__Record excerpts__:
○ ○ ○ ○ ○ ○ ○

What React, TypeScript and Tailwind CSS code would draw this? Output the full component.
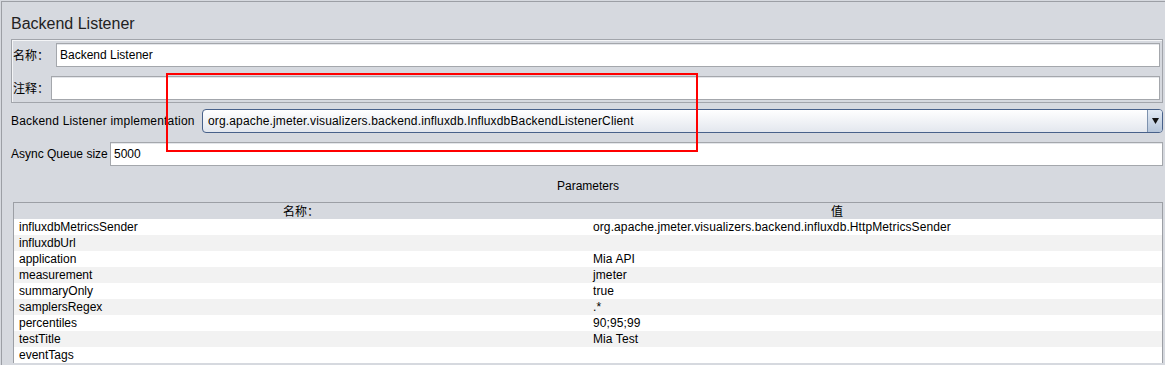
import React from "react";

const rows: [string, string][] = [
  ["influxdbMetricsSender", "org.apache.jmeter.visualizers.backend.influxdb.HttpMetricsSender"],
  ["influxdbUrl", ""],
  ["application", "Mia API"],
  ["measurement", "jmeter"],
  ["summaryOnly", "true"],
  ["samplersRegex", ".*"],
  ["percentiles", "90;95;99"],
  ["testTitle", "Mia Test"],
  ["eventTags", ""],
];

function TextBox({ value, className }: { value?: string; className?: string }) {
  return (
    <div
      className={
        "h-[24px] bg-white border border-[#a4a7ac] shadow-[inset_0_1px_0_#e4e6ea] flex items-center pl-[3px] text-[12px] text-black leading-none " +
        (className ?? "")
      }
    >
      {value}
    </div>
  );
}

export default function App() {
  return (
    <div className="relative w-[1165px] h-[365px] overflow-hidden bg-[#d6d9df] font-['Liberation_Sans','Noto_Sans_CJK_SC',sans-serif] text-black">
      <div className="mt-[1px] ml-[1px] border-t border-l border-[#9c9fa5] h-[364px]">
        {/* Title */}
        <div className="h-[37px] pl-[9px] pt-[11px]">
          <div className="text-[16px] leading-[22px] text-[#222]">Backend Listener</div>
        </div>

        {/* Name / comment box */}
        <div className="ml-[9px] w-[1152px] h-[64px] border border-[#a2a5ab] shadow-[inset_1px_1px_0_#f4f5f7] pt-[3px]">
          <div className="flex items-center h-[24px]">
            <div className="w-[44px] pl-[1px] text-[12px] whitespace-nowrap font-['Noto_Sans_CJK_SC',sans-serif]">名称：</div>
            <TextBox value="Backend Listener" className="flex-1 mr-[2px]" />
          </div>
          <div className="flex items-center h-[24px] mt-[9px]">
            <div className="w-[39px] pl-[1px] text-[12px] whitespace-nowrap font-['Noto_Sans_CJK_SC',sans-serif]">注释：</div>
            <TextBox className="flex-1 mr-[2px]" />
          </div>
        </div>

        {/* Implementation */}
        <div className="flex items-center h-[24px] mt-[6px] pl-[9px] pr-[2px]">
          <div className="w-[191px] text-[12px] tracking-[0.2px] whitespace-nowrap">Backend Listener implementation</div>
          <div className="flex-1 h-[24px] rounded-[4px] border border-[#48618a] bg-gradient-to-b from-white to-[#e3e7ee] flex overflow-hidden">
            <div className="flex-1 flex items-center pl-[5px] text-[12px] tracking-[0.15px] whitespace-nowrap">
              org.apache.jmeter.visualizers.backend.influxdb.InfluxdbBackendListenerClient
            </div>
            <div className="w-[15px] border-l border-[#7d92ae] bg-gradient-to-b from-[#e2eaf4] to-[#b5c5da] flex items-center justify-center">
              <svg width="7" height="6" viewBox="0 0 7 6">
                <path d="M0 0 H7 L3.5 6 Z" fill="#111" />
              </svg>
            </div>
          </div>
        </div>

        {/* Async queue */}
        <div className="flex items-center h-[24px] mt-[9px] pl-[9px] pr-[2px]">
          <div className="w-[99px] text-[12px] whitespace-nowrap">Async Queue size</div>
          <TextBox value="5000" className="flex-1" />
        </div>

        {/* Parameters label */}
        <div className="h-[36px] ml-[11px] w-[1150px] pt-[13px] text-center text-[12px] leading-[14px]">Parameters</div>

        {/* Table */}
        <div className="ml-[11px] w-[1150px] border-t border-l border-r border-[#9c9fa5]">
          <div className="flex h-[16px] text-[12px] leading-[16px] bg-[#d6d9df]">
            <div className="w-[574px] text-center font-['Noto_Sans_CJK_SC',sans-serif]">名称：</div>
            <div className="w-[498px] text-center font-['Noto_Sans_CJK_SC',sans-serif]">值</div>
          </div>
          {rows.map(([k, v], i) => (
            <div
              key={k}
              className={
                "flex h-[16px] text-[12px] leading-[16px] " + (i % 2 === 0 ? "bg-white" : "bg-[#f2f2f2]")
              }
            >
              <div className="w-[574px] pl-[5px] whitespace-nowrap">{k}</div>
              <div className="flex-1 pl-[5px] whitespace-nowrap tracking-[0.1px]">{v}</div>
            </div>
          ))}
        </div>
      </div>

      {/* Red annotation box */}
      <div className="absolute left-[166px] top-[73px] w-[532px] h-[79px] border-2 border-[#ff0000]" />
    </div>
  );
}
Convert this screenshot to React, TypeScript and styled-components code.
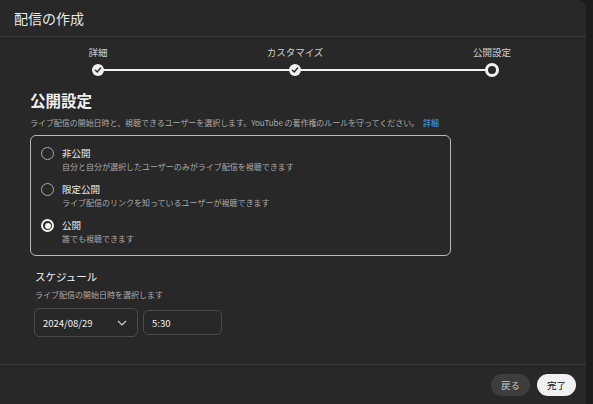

○ ○ ○ ○ ○ ○ ○

__What to produce__:
Pick out and copy the lines of the material that include the word "this".

__The reply__:
What React, TypeScript and Tailwind CSS code would draw this? Output the full component.
Convert this screenshot to React, TypeScript and styled-components code.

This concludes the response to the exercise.